I’m skeptical about how Fire-specific people will make their apps. Tested on the Fire, sure; developed with that as the lead-platform, fine. But Fire-exclusive? I doubt it.

And I’m not saying the Fire will be a failure – I don’t think it will be. I also do think that its stripped-down, content-focused UI will be good for its audience. But I don’t think it will have a better selection of apps than other tablets.

I’m sure there will an upgrade to phonegap and Flash CS5 (and everything else) pretty quickly that will make it very easy to export to the platform.

I’m not saying the Kindle Fire ecosystem will be as good as the iPad, or anywhere close, but it’ll almost certainly be multiple times bigger than every other Android tablet combined.

It’s a hot new platform developers will flock to in order to get their apps available to 5-10 million people facing a dearth of other content.

That’s fine, the Fire will be great for the Android tablet ecosystem. What I don’t understand is why you think that apps for the Fire will only work on the Fire and not on other Android devices. I mean, the Fire ISN’T a new platform, it’s the existing Android platform. Devs would have to go out of their way to make Fire exclusives.

Phonegap and Flash CS5 already work on Android. They don’t need an upgrade.

You guys do know that the Kindle runs Android, right?

I don’t get this either. If it’s available to the Fire than it will be available everywhere else-unless of course Amazon is planning on making millions of apps themselves and only distributing it through their app store.

I can believe that there will be apps that are only available in the Amazon App Store and not in the Android Market – I don’t think there will be MANY of them, because why not put it in the Android Market, if Amazon isn’t paying you – but even then: Just about all other devices can have the Amazon App Store, so… it’s still not a Fire exclusive.

I think the Fire’s impact on the ecosystem will be to make the Amazon App Store less of an oddity and more of a standard part of the Android ecosystem; and to prevent the use of post-Gingerbread APIs from really taking off for a while (although I think Google has made some of those APIs into redistributable things that you can include for use on pre-Honeycomb devices…).

I can believe that there will be apps that are only available in the Amazon App Store and not in the Android Market – I don’t think there will be MANY of them, because why not put it in the Android Market, if Amazon isn’t paying you – but even then: Just about all other devices can have the Amazon App Store, so… it’s still not a Fire exclusive.

This.

There’s zero reason to expect that Amazon is going to make some kind of secondary ecosystem separate from the rest of their android support.

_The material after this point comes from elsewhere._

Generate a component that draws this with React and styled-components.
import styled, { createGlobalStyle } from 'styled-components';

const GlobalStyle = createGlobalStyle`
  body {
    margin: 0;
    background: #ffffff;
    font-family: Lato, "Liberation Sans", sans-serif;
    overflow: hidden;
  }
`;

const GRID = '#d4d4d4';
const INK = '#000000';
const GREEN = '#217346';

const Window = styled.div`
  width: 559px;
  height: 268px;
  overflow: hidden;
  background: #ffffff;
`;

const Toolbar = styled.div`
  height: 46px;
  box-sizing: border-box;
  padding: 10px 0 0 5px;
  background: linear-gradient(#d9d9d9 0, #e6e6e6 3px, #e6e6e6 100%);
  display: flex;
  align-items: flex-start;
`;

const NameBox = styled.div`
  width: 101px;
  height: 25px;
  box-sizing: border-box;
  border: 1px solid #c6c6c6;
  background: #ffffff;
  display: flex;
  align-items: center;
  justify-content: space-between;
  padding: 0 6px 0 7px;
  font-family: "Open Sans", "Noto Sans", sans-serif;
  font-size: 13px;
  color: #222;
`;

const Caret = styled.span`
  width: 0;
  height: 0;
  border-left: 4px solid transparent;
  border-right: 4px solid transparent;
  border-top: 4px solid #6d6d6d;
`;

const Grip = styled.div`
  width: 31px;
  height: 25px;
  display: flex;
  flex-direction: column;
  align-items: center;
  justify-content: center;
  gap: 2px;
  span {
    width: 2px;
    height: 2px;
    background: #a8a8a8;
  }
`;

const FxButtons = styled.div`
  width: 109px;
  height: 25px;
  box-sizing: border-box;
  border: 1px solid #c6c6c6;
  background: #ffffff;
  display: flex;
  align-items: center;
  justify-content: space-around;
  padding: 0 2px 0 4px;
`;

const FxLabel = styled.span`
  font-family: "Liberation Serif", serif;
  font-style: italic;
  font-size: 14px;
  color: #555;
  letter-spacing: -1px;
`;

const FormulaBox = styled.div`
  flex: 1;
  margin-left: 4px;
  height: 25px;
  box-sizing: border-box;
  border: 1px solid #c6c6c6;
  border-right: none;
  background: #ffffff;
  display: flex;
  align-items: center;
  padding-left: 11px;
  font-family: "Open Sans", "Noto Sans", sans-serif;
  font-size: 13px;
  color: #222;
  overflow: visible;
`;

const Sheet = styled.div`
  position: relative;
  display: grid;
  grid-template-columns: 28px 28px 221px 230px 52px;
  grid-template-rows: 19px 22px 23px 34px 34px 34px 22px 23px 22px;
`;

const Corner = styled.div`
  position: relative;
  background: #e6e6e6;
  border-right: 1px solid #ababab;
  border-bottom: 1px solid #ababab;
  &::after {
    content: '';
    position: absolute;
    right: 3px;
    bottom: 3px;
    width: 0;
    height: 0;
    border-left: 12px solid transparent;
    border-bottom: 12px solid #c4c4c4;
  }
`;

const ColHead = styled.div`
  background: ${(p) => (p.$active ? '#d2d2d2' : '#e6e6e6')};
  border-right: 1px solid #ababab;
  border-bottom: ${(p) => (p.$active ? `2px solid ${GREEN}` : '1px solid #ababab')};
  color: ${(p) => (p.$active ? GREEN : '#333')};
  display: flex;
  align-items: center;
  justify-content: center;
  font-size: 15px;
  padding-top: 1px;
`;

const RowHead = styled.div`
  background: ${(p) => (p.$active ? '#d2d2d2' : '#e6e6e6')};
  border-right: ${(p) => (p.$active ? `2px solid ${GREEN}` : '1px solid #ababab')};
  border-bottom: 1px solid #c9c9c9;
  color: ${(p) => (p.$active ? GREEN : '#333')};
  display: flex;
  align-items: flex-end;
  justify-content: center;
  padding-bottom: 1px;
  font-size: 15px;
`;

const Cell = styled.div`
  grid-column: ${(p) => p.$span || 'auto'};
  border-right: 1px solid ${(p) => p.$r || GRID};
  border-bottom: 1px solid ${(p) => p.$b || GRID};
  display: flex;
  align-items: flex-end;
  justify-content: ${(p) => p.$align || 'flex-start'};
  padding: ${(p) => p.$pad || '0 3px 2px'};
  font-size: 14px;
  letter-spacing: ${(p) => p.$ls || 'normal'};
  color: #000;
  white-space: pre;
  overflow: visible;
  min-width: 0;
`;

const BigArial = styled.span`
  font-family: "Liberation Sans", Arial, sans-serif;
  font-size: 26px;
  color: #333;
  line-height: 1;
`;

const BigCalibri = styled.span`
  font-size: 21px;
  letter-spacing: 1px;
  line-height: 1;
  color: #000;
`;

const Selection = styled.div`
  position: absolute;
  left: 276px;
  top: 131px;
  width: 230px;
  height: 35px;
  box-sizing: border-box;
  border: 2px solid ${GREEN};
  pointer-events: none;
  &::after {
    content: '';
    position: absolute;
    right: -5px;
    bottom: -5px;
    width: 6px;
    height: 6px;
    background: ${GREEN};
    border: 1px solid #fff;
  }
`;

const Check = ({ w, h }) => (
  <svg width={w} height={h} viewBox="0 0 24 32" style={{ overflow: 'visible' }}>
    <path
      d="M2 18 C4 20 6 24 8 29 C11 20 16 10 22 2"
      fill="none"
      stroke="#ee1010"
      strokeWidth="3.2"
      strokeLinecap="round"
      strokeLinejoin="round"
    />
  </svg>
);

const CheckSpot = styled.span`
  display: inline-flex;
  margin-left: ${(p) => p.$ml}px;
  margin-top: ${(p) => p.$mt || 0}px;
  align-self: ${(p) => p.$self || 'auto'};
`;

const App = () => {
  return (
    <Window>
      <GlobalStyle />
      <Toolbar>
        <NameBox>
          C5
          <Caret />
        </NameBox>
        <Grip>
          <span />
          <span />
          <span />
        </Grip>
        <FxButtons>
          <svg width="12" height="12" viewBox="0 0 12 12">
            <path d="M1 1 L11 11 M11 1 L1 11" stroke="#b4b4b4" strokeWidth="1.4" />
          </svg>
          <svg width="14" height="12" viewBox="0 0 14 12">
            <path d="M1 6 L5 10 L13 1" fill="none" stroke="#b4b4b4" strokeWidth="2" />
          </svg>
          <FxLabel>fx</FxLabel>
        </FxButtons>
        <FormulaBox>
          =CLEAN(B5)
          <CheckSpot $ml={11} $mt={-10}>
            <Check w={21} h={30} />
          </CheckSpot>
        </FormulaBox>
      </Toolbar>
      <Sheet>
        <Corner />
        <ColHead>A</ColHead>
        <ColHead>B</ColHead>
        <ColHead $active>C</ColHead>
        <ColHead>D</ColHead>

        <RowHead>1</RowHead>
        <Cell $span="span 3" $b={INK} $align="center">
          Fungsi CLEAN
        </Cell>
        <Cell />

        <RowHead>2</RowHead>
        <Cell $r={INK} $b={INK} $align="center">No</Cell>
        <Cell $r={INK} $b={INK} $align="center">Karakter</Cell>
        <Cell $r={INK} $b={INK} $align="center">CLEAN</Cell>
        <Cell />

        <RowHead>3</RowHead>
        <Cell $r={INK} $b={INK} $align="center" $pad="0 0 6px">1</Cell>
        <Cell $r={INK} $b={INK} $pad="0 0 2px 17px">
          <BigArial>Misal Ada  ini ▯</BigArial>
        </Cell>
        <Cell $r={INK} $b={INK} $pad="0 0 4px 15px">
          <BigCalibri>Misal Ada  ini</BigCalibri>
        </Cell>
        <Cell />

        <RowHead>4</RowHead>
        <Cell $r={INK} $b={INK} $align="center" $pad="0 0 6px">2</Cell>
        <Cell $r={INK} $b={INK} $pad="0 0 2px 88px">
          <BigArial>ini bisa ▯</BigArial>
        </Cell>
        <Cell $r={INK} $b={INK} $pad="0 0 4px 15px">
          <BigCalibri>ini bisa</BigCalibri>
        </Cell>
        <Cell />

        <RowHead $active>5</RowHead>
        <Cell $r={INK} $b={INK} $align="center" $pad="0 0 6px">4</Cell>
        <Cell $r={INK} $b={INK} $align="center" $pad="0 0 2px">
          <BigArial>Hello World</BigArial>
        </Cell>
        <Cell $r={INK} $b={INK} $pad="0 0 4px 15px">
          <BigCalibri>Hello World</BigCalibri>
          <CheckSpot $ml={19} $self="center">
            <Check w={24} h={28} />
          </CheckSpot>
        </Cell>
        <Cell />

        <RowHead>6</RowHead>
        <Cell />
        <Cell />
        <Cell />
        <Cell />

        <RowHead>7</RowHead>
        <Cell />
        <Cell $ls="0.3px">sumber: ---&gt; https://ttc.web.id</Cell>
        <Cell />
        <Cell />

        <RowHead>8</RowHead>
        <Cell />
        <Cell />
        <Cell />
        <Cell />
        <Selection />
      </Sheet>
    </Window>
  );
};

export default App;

What it will do is likely draw new folks to the android platform, and thus more developers, which will result in more apps, drawing more users, etc.

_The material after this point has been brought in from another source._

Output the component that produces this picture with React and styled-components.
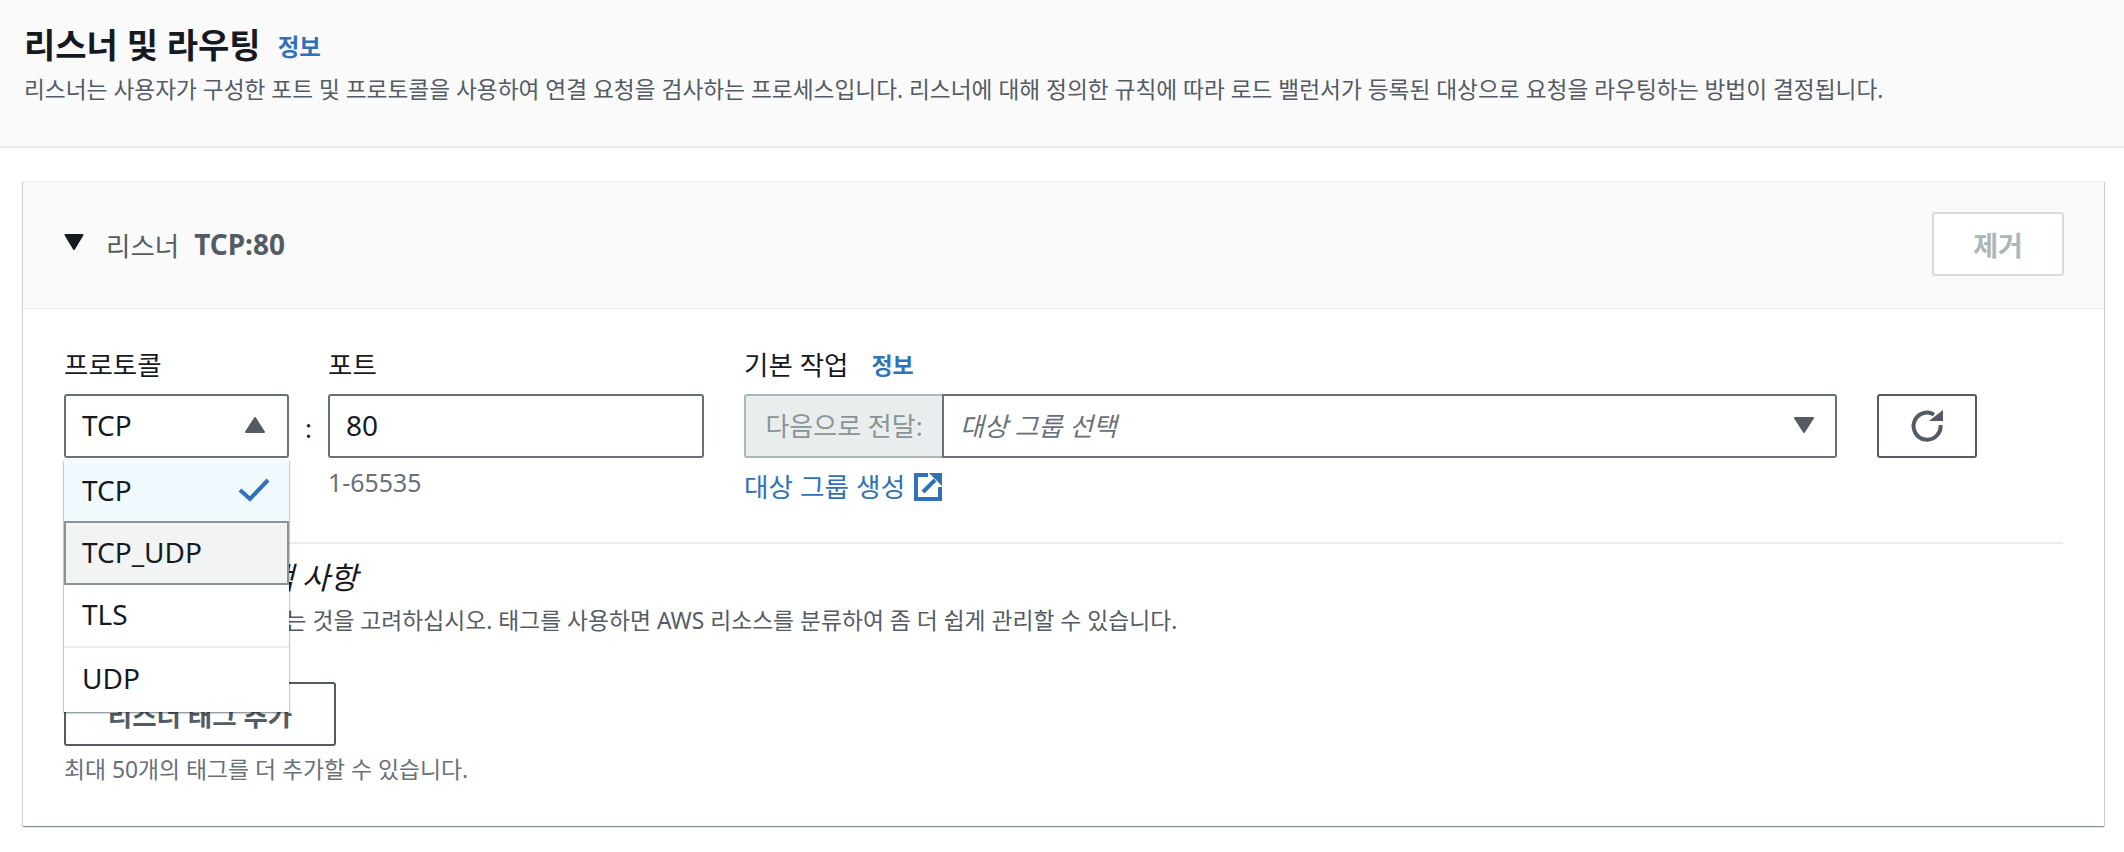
import React from "react";
import styled, { createGlobalStyle } from "styled-components";

const Global = createGlobalStyle`
  html, body { margin: 0; padding: 0; background: #fff; }
  body { font-family: "Noto Sans", "Noto Sans CJK KR", sans-serif; color: #16191f; }
  * { box-sizing: border-box; }
`;
const Page = styled.div`width: 2124px; height: 852px; overflow: hidden; background: #fff;`;
const PageHeader = styled.header`
  height: 148px; padding: 24px 24px 0; background: #fafafa; border-bottom: 2px solid #eaeded;
`;
const TitleRow = styled.div`display: flex; align-items: center; gap: 17px; height: 42px;`;
const Title = styled.h2`margin: 0; font-size: 34px; line-height: 42px; font-weight: 700; color: #16191f; white-space: nowrap;`;
const InfoLink = styled.a`font-size: 23.5px; font-weight: 700; color: #2f72b7; line-height: 26px; margin-top: 4px;`;
const Description = styled.p`margin: 9px 0 0; font-size: 22.7px; line-height: 30px; color: #545b64; white-space: nowrap;`;
const Card = styled.section`
  position: relative; width: 2081px; height: 645px; margin: 33px 0 0 23px; background: #fff;
  border-top: 1px solid #eaeded; box-shadow: 0 1px 1px 0 rgba(0,28,36,.3), 1px 1px 1px 0 rgba(0,28,36,.15), -1px 1px 1px 0 rgba(0,28,36,.15);
`;
const CardHeader = styled.div`
  height: 127px; padding: 30px 40px 0 41px; background: #fafafa; border-bottom: 1px solid #eaeded;
  display: flex; justify-content: space-between; align-items: flex-start;
`;
const Toggle = styled.div`display: flex; align-items: center; height: 64px;`;
const Caret = styled.svg`width: 20px; height: 16px; margin-right: 22px; margin-top: -4px; fill: #16191f;`;
const ToggleLabel = styled.span`font-size: 26.5px; color: #545b64; margin-right: 15px;`;
const ToggleValue = styled.span`font-size: 28px; font-weight: 700; color: #545b64;`;
const RemoveButton = styled.button`
  width: 132px; height: 64px; background: #fff; border: 2px solid #d5dbdb; border-radius: 3px; padding: 0;
  font: 700 27px "Noto Sans", "Noto Sans CJK KR", sans-serif; color: #aab7b8;
`;
const CardBody = styled.div`padding: 37px 41px 0;`;
const FormRow = styled.div`display: flex; align-items: flex-start; height: 196px;`;
const Field = styled.div`display: flex; flex-direction: column; width: ${p => p.$w}px; margin-right: ${p => p.$mr || 0}px;`;
const Label = styled.label`display: flex; align-items: center; gap: 23px; height: 34px; margin-bottom: 14px; font-size: 26.5px; color: #16191f; white-space: nowrap;`;
const SmallInfo = styled(InfoLink)`font-size: 23px;`;
const Control = styled.div`
  height: 64px; display: flex; align-items: center; justify-content: space-between; padding: 0 22px 2px 16px;
  background: #fff; border: 2px solid #687078; border-radius: 3px; font-size: 28px; color: #16191f;
`;
const Colon = styled.div`width: 39px; height: 64px; margin-top: 48px; display: flex; align-items: center; justify-content: center; font-size: 26px; padding-top: 4px;`;
const Hint = styled.div`margin-top: 9px; font-size: 24.9px; line-height: 30px; color: #687078;`;
const ForwardGroup = styled.div`display: flex; height: 64px;`;
const Addon = styled.div`
  width: 198px; flex: none; display: flex; align-items: center; justify-content: center; background: #eaeded;
  border: 2px solid #aab7b8; border-right: 0; border-radius: 3px 0 0 3px; font-size: 26px; color: #879596; white-space: nowrap; padding-bottom: 2px;
`;
const GroupSelect = styled(Control)`flex: 1; border-radius: 0 3px 3px 0; padding-left: 16px; padding-right: 21px; font-size: 26px;`;
const Placeholder = styled.span`font-style: italic; color: #687078;`;
const CreateLink = styled.a`display: flex; align-items: center; gap: 9px; margin-top: 12px; font-size: 26.7px; line-height: 34px; color: #2f72b7;`;
const RefreshButton = styled.button`
  width: 100px; height: 64px; margin: 48px 0 0 40px; display: flex; align-items: center; justify-content: center;
  background: #fff; border: 2px solid #545b64; border-radius: 3px; padding: 0;
`;
const Divider = styled.hr`margin: 0; border: 0; height: 2px; background: #eaeded;`;
const TagSection = styled.div`padding-top: 15px;`;
const TagHeading = styled.h3`margin: 0; font-size: 30.5px; line-height: 36px; font-weight: 400; font-style: italic; color: #16191f;`;
const TagText = styled.p`margin: 11px 0 0; font-size: 22.8px; line-height: 30px; color: #545b64; white-space: nowrap;`;
const AddButton = styled.button`
  display: block; width: 272px; height: 64px; margin-top: 46px; background: #fff; border: 2px solid #545b64; border-radius: 3px; padding: 0;
  font: 700 26.5px "Noto Sans", "Noto Sans CJK KR", sans-serif; color: #545b64;
`;
const TagHint = styled.p`margin: 9px 0 0; font-size: 22.85px; line-height: 30px; color: #687078;`;
const Menu = styled.ul`
  position: absolute; left: 41px; top: 278px; width: 225px; height: 252px; margin: 0; padding: 0; list-style: none;
  background: #fff; box-shadow: 0 1px 2px 0 rgba(0,28,36,.4), 1px 1px 1px 0 rgba(0,28,36,.1), -1px 1px 1px 0 rgba(0,28,36,.1);
`;
const Option = styled.li`
  height: 62px; display: flex; align-items: center; justify-content: space-between; padding: 0 19px 3px 18px; font-size: 28px; color: #16191f;
  background: ${p => p.$selected ? "#f1faff" : p.$hover ? "#f2f3f3" : "#fff"};
  ${p => p.$hover ? "border: 2px solid #879596; height: 64px; margin-top: -1px; padding-left: 16px;" : ""}
  ${p => p.$line ? "border-bottom: 2px solid #eaeded; height: 63px;" : ""}
`;

const App = () => (
  <Page>
    <Global />
    <PageHeader>
      <TitleRow>
        <Title>리스너 및 라우팅</Title>
        <InfoLink>정보</InfoLink>
      </TitleRow>
      <Description>리스너는 사용자가 구성한 포트 및 프로토콜을 사용하여 연결 요청을 검사하는 프로세스입니다. 리스너에 대해 정의한 규칙에 따라 로드 밸런서가 등록된 대상으로 요청을 라우팅하는 방법이 결정됩니다.</Description>
    </PageHeader>
    <Card>
      <CardHeader>
        <Toggle>
          <Caret viewBox="0 0 20 16"><path d="M1.5 1h17L10 15z" stroke="#16191f" strokeWidth="2" strokeLinejoin="round" /></Caret>
          <ToggleLabel>리스너</ToggleLabel>
          <ToggleValue>TCP:80</ToggleValue>
        </Toggle>
        <RemoveButton>제거</RemoveButton>
      </CardHeader>
      <CardBody>
        <FormRow>
          <Field $w={225}>
            <Label>프로토콜</Label>
            <Control>
              TCP
              <svg width="20" height="16" viewBox="0 0 20 16" fill="#545b64"><path d="M10 1l9 14H1z" stroke="#545b64" strokeWidth="2" strokeLinejoin="round" /></svg>
            </Control>
          </Field>
          <Colon>:</Colon>
          <Field $w={376} $mr={40}>
            <Label>포트</Label>
            <Control>80</Control>
            <Hint>1-65535</Hint>
          </Field>
          <Field $w={1093}>
            <Label>기본 작업 <SmallInfo>정보</SmallInfo></Label>
            <ForwardGroup>
              <Addon>다음으로 전달:</Addon>
              <GroupSelect>
                <Placeholder>대상 그룹 선택</Placeholder>
                <svg width="20" height="16" viewBox="0 0 20 16" fill="#545b64"><path d="M1 1h18l-9 14z" stroke="#545b64" strokeWidth="2" strokeLinejoin="round" /></svg>
              </GroupSelect>
            </ForwardGroup>
            <CreateLink>
              대상 그룹 생성
              <svg width="28" height="28" viewBox="0 0 28 28" fill="none" stroke="#2f72b7" strokeWidth="4"><path d="M14 2H2v24h24V14" /><path d="M21 7L9 19" /><path d="M15 0h13v13z" fill="#2f72b7" stroke="none" /></svg>
            </CreateLink>
          </Field>
          <RefreshButton>
            <svg width="32" height="32" viewBox="0 0 32 32" fill="none" stroke="#545b64" strokeWidth="4"><path d="M23 4.6A13.5 13.5 0 1 0 29.5 15" /><path d="M18 11h14V0z" fill="#545b64" stroke="none" /></svg>
          </RefreshButton>
        </FormRow>
        <Divider />
        <TagSection>
          <TagHeading>리스너 태그 - 선택 사항</TagHeading>
          <TagText>리스너에 태그를 추가하는 것을 고려하십시오. 태그를 사용하면 AWS 리소스를 분류하여 좀 더 쉽게 관리할 수 있습니다.</TagText>
          <AddButton>리스너 태그 추가</AddButton>
          <TagHint>최대 50개의 태그를 더 추가할 수 있습니다.</TagHint>
        </TagSection>
      </CardBody>
      <Menu>
        <Option $selected>
          TCP
          <svg width="32" height="24" viewBox="0 0 32 24" fill="none" stroke="#2f72b7" strokeWidth="4"><path d="M2 12l10 9L30 2" /></svg>
        </Option>
        <Option $hover>TCP_UDP</Option>
        <Option $line>TLS</Option>
        <Option>UDP</Option>
      </Menu>
    </Card>
  </Page>
);
export default App;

I know, I meant to specifically target the device.

I’m not saying exclusively for Fire, I’m saying apps that are specifically tailored for the Fire and might not work as well on other Android devices.

I think the main thing most people are forgetting is that the Fire is not some normal run-of-the-mill Android device. The underlying platform is Android, but forked from the rest of the devices using the OS, and will doubtlessly stray even further from the main Android branch every year. Amazon seems to have every intention to do whatever they want to do without Android without remotely thinking about cross-compatibility with other Android devices.

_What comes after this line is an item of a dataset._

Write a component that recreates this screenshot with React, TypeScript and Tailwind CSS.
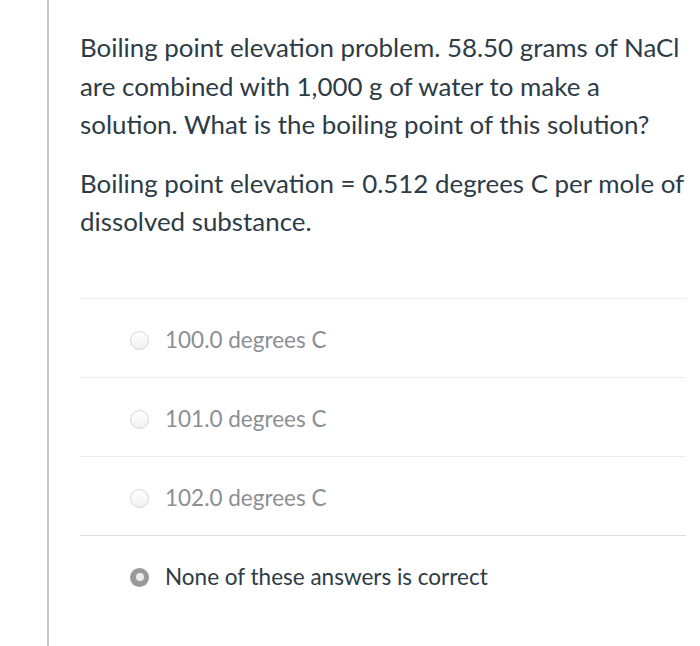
const OPTIONS = [
    { label: '100.0 degrees C', selected: false },
    { label: '101.0 degrees C', selected: false },
    { label: '102.0 degrees C', selected: false },
    { label: 'None of these answers is correct', selected: true },
];

function Radio({ selected }: { selected: boolean }) {
    if (selected) {
        return (
            <span className="flex h-[19px] w-[19px] shrink-0 items-center justify-center rounded-full bg-[#9a9a9a]">
                <span className="h-[8px] w-[8px] rounded-full bg-[#ededed]" />
            </span>
        );
    }
    return <span className="h-[19px] w-[19px] shrink-0 rounded-full border border-[#d6d6d6] bg-gradient-to-b from-white to-[#f1f1f1]" />;
}

export default function App() {
    return (
        <div className="flex h-[646px] w-[700px] overflow-hidden bg-white font-['Lato',sans-serif] text-[#2d3b45]">
            <div className="w-[47px] shrink-0" />
            <div className="w-[2px] shrink-0 bg-[#c4c8cb]" />
            <div className="flex-1 pl-[31px] pr-[14px] pt-[28px]">
                <p className="whitespace-nowrap text-[25.9px] leading-[38.5px]">
                    Boiling point elevation problem. 58.50 grams of NaCl
                    <br />
                    are combined with 1,000 g of water to make a
                    <br />
                    solution. What is the boiling point of this solution?
                </p>
                <p className="mt-[20px] whitespace-nowrap text-[25.9px] leading-[38.5px]">
                    Boiling point elevation = 0.512 degrees C per mole of
                    <br />
                    dissolved substance.
                </p>

                <div className="mt-[57px]">
                    {OPTIONS.map((opt, i) => (
                        <div
                            key={opt.label}
                            className={`flex h-[79px] items-center gap-[16px] border-t pl-[50px] pt-[5px] ${i === 3 ? 'border-[#dcdcdc]' : 'border-[#ececec]'}`}
                        >
                            <Radio selected={opt.selected} />
                            <span className={`text-[22.5px] ${opt.selected ? 'text-[#2d3b45]' : 'text-[#8b8f93]'}`}>{opt.label}</span>
                        </div>
                    ))}
                </div>
            </div>
        </div>
    );
}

And yes, I do believe that Amazon will do a lot of contracting with developers and internal development to make things exclusively for the Amazon app store without it also going to the Android app store.

Getting one too.

I do a lot of traveling so I am looking forward to the video aspect of it. I just hope the 7inch screen is big enough. My daughter has an iPad and while I like it, I think the Fire will be great for me. I figure, internet, some games, magazines, and movies.

I will never give up my Nook for regular book reading, even taking 2 “tablets” on the road is no biggie, especially the size of the Fire. I am hoping that there will be a working netflix app on release. They do have an android app for the phones so it should be an easy thing.

My money is on Amazon making this thing good.

I don’t believe that. The instant they do that, they now have some AmazonOS that can’t run a lot of useful things that people might want to run. Android has a lot of apps for it, and if Fire becomes incompatible with Android, it loses access to that (including many apps that are currently sold by Amazon). I seriously doubt they’ll bother forking things in compatibility-breaking ways.

And yes, I do believe that Amazon will do a lot of contracting with developers and internal development to make things exclusively for the Amazon app store without it also going to the Android app store.

I wouldn’t be surprised at that, but I would be shocked if they didn’t allow/encourage those things to be sold on other devices. The Kindle Fire is their big Android device, but they make the money selling the content – they WANT the Amazon App Store on every Android device in the world.

A 7-inch screen is going to suck for that.

The iPad at 10 inches with slightly higher resolution is just slightly too low-res for reading scanned magazine pages (as opposed to magazine pages reformatted for tablets) zoomed out. Pages are just a little fuzzy for a standard-sized magazine, to the point that you usually want to zoom in one level. So then you have to scroll around as you read, which isn’t as nice as just throwing up the full page and reading it. Though everyone’s itching for a “retina” level screen, I’d think even going to 1280x1024 would make the difference.

So a 7-inch screen with less horizontal resolution (in portrait mode) is going to be even worse. Certainly usable if you zoom in and pan around, but that’s an annoying experience compared to just reading a paper page.

Note that I’m talking about scanned PDF publications. Publications that are specifically published in a PDF format for electronic reading (that is, text is actually rendered text and not a bitmapped image) is much better on the iPad. But still, if scanned magazines or comics are a key usage scenario, best to wait for a 10-inch Fire.

Yeah comics are barely doable on the iPad (and splash pages really hurt it). On a 7-inch with a crappier aspect ratio? Forget it.

Ask the first “professional-grade” 7" tablet RIM PlayBook how well it is doing. Still no Kindle app.